Das Arbeitnehmerüberlassungsgesetz (AÜG) verpflichtet den Verleiher, dem Leiharbeitnehmer das gleiche Arbeitsentgelt zu zahlen, das der Entleiher vergleichbaren Stammarbeitnehmern gewährt („equal pay“). Von diesem Gebot der Gleichbehandlung erlaubt das AÜG ein Abweichen durch Tarifvertrag, wobei nicht tarifgebundene Arbeitgeber und Arbeitnehmer die Anwendung der tariflichen Regelungen arbeitsvertraglich vereinbaren können. Tarifverträge, die für Leiharbeitnehmer ein geringeres Arbeitsentgelt vorsehen, als es vergleichbare Stammarbeitnehmer des Entleihers erhalten, hat u.a. die Tarifgemeinschaft Christlicher Gewerkschaften Zeitarbeit und PSA (CGZP) mit Arbeitgeberverbänden der Leiharbeitsbranche geschlossen. Nachdem der Erste Senat des Bundesarbeitsgerichts am 14. Dezember 2010 (- 1 ABR 19/10 -, vgl. Pressemitteilung Nr. 93/10) festgestellt hat, dass die CGZP nicht tariffähig ist, haben bundesweit zahlreiche Leiharbeitnehmer auf Nachzahlung der Differenz zwischen der von ihren Arbeitgebern gewährten Vergütung und der eines vergleichbaren Stammarbeitnehmers geklagt. In fünf dieser Verfahren hat der Fünfte Senat des Bundesarbeitsgerichts heute über die Revisionen verhandelt und entschieden. Dabei ist er von folgenden Grundsätzen ausgegangen:
1. Die CGZP konnte keine wirksamen Tarifverträge schließen. Leiharbeitnehmer, in deren Arbeitsverträgen auf die von der CGZP abgeschlossenen „Tarifverträge“ Bezug genommen ist, haben nach § 10 Abs. 4 AÜG Anspruch auf das Arbeitsentgelt, das ein vergleichbarer Stammarbeitnehmer des Entleihers erhalten hat.

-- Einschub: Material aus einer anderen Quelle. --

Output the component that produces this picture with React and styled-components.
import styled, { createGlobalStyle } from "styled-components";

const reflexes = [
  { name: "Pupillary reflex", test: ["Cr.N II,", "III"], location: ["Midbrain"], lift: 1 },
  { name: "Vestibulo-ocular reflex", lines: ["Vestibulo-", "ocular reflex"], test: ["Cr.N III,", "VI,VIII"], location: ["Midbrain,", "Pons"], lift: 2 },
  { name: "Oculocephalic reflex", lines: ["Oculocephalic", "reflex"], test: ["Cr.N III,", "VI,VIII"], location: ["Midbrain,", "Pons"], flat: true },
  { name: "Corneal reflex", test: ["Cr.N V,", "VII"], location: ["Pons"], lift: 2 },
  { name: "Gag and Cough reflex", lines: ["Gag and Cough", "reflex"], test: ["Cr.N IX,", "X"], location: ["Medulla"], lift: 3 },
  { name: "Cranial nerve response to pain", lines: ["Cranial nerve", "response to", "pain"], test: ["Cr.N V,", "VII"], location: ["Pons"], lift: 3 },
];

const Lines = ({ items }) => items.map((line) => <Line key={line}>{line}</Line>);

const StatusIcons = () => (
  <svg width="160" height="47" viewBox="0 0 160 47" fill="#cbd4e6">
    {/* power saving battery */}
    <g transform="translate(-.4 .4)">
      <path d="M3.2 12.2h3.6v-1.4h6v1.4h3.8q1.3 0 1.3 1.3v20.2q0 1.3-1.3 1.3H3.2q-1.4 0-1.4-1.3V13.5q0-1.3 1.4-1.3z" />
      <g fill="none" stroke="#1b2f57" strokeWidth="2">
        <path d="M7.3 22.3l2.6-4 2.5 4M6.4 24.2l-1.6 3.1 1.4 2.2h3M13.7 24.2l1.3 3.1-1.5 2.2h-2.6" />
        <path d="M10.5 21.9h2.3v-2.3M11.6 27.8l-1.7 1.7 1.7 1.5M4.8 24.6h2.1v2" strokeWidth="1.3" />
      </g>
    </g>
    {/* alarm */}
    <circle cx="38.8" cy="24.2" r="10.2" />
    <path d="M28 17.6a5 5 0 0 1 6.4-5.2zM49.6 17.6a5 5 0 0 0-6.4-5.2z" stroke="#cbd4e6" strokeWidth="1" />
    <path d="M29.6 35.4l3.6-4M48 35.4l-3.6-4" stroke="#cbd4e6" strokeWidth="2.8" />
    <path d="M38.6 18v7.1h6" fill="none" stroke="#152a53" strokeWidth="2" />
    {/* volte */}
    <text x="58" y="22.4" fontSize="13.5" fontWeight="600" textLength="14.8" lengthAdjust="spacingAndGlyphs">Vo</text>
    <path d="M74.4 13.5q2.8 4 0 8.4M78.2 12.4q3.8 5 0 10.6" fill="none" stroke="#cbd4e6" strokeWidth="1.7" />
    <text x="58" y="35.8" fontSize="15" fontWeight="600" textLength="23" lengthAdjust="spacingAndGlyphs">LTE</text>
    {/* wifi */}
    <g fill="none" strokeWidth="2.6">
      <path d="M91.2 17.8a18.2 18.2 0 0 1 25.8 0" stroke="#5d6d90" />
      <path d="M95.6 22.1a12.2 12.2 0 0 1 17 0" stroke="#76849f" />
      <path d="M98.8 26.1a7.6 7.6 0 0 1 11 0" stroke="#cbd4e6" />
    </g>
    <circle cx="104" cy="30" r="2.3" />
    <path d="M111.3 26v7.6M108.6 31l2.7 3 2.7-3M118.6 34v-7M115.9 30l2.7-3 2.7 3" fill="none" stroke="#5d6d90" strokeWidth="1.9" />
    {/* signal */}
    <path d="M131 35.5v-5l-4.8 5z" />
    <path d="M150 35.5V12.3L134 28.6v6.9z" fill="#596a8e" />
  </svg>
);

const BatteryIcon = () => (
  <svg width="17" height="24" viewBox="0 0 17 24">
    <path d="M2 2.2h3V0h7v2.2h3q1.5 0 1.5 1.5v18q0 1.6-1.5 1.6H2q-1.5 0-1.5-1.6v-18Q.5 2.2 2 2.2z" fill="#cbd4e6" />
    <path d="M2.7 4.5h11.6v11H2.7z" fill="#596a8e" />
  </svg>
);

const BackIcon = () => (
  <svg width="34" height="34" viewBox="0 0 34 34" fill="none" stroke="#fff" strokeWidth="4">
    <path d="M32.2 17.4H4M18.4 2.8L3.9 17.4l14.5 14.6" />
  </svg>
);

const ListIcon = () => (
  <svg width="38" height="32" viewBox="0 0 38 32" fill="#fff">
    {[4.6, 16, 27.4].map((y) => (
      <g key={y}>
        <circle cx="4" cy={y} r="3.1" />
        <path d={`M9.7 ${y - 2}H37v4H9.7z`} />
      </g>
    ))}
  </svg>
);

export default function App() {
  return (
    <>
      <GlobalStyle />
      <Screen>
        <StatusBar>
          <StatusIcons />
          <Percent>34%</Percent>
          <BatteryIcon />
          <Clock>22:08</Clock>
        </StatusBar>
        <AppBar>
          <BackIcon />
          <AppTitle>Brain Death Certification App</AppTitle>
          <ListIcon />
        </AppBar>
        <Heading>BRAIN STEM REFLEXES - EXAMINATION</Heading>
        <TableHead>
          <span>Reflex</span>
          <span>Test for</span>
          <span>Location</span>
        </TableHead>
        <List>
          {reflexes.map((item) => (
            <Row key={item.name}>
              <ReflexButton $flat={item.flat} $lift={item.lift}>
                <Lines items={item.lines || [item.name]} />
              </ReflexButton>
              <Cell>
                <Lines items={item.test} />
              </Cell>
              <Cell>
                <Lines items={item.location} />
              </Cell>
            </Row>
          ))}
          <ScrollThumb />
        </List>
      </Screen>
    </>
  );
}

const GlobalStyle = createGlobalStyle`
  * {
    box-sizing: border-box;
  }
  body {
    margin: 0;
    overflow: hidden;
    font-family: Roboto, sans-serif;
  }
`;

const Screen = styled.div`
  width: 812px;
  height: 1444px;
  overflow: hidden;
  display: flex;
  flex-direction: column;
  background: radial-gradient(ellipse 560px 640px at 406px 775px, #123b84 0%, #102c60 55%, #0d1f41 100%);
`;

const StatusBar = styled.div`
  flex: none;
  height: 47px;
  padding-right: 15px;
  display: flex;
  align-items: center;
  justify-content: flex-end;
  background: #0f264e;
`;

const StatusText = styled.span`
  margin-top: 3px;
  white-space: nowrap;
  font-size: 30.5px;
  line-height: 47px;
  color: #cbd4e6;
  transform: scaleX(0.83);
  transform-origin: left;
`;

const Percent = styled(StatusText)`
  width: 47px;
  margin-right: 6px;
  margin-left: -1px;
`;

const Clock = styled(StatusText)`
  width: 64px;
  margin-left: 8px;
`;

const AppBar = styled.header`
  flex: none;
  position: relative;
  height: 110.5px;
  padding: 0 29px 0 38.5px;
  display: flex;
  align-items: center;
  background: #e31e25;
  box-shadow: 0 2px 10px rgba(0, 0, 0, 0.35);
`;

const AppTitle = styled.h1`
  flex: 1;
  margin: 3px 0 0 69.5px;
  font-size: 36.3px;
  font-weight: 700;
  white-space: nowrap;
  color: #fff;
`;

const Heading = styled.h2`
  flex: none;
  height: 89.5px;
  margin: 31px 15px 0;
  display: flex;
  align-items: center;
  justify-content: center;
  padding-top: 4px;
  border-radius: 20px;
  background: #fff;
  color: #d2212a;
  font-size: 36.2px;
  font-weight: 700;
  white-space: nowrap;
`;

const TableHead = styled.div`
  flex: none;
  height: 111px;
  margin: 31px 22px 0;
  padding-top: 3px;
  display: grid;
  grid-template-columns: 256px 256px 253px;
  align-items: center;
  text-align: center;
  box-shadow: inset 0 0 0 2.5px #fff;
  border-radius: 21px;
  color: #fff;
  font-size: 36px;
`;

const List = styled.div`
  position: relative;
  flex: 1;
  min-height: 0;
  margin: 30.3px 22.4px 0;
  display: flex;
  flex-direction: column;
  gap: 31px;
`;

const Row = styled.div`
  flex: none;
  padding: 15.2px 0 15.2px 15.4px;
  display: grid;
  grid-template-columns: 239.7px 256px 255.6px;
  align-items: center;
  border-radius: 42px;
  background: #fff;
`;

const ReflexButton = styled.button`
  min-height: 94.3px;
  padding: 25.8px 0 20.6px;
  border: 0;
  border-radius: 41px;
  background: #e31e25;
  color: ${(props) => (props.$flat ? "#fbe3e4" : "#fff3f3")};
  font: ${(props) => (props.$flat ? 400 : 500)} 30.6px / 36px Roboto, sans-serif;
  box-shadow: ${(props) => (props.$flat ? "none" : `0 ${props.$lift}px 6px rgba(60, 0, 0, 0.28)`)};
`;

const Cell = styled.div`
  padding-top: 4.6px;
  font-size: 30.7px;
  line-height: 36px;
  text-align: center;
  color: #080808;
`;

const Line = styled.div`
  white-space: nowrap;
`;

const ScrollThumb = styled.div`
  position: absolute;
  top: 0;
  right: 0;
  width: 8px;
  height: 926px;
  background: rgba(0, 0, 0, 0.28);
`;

2. Etwaiges Vertrauen der Verleiher in die Tariffähigkeit der CGZP ist nicht geschützt.
3. Soweit in neueren Arbeitsverträgen neben oder anstelle einer Verweisung auf CGZP-Tarifverträge auf den mehrgliedrigen Tarifvertrag zwischen dem Arbeitgeberverband Mittelständischer Personaldienstleister (AMP), der CGZP und einer Reihe von christlichen Arbeitnehmervereinigungen vom 15. März 2010 Bezug genommen wird, ist eine solche Klausel intransparent und nach § 307 Abs. 1 Satz 2 BGB unwirksam, wenn sich nicht ersehen lässt, welches der tariflichen Regelwerke bei sich widersprechenden Regelungen den Vorrang haben soll.

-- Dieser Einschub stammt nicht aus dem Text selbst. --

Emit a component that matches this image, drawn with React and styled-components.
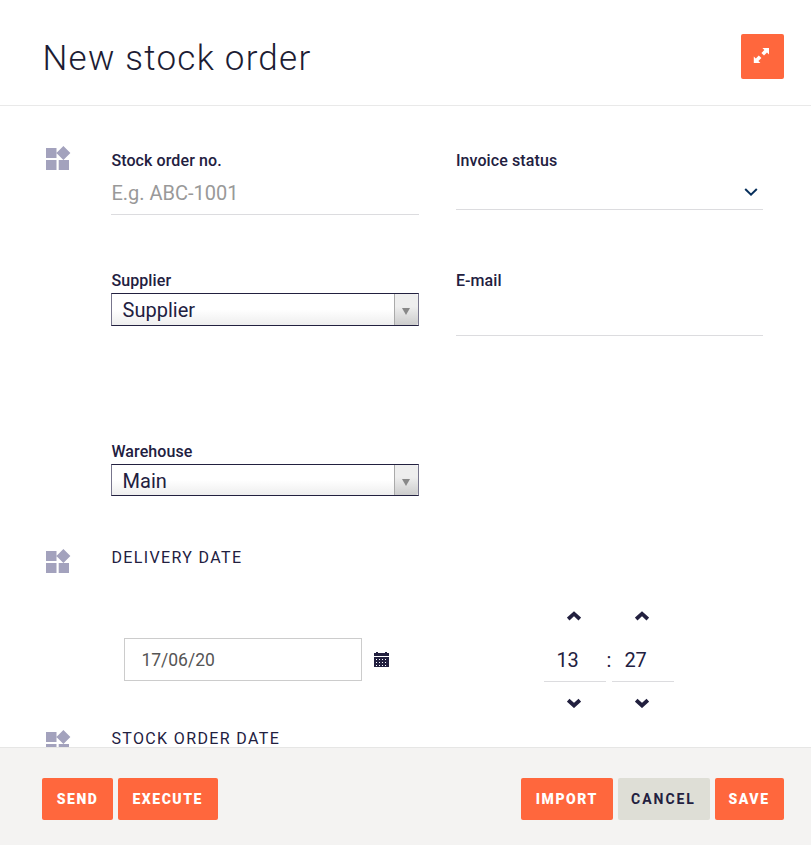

4. Der gesetzliche Anspruch auf gleiches Arbeitsentgelt nach § 10 Abs. 4 AÜG wird zu dem arbeitsvertraglich für die Vergütung vereinbarten Zeitpunkt fällig. Er unterliegt wirksam vereinbarten Ausschlussfristen. Insbesondere darf die Verfallfrist drei Monate nicht unterschreiten. Zur Verhinderung des Verfalls genügt eine Geltendmachung des gesetzlichen Anspruchs dem Grunde nach.
5. Der gesetzliche Anspruch auf gleiches Arbeitsentgelt nach § 10 Abs. 4 AÜG unterliegt der regelmäßigen Verjährungsfrist von drei Jahren. Die Verjährungsfrist beginnt mit dem Schluss des Jahres, in dem der Anspruch entstanden ist und der Leiharbeitnehmer Kenntnis von den den Anspruch begründenden Umständen hat (§ 199 Abs. 1 BGB). Dafür reicht die Kenntnis des Leiharbeitnehmers von den Tatsachen. Auf seine rechtliche Beurteilung der Tariffähigkeit der CGZP kommt es nicht an.
6. Der Entgeltanspruch nach § 10 Abs. 4 AÜG besteht während der Dauer der Überlassung an ein entleihendes Unternehmen. Zu seiner Berechnung ist ein Gesamtvergleich aller Entgelte im Überlassungszeitraum anzustellen. Dabei bleibt Aufwendungsersatz außer Betracht, es sei denn, es handelt sich um “verschleiertes“ und damit steuerpflichtiges Arbeitsentgelt.